Despite the WAAC's insistence that war art was not propaganda, key elements of the propaganda war resonated throughout the collection. In a war against a Nazi state who [sic] exercised total control over artistic production, the very existence of the WAAC and the impression that Britain sponsored free artistic expression was itself useful propaganda. The ascendancy of romantic art, which consciously positioned itself within the national cultural heritage, meant that war art could be presented as the embodiment of the abstract value the nation was meant to be defending. On occasions, such as its coverage of industrial production, the committee responded to direct invitations to produce propaganda; other times it chose to ignore requests such as the Ministry of Health's demand for cheerful [air-raid] shelterers. Viewing the collection as a whole, the key themes of the propaganda war are easy to detect. (117–18)

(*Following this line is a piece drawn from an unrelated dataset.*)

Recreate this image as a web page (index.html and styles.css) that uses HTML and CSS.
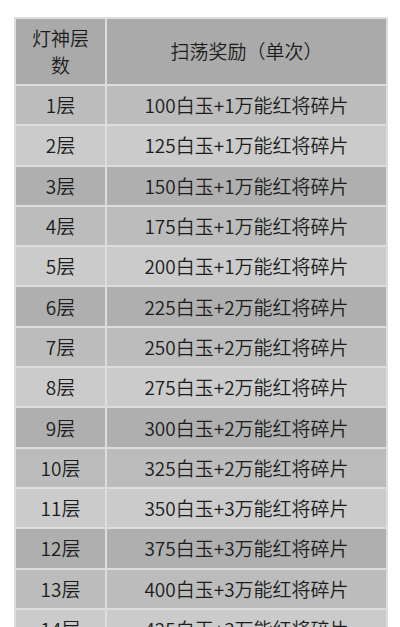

While noting earlier studies of the War Artists' Advisory Committee,[2] Searle delves more deeply into a set of specific sponsored subjects such as the cinema, public opinion reports of Mass-Observation, and, crucially, the committee holdings at the Imperial War Museum. Unfortunately, her book is a version of a nearly decade-old PhD thesis that has not been updated to include more recent biographies of her principal figures or reflect newer secondary literature on various aspects of wartime British society and culture. Nonetheless, this slim volume will engage and inform scholars interested in the art and propaganda in the modern state in general and twentieth-century Britain in particular. An illustrative color-plate section would have been most useful, but also prohibitively expensive. Instead, the many helpful black-and-white reproductions scattered through the book nicely complement the stimulating observations and insights in the text itself.

[1] The first monograph in Bloomsbury Publishing's New Directions in Social and Cultural History series.

[2] E.g., Brian Foss et al., War Pictures by British Artists (London: Liss Llewellyn Fine Art, 2016).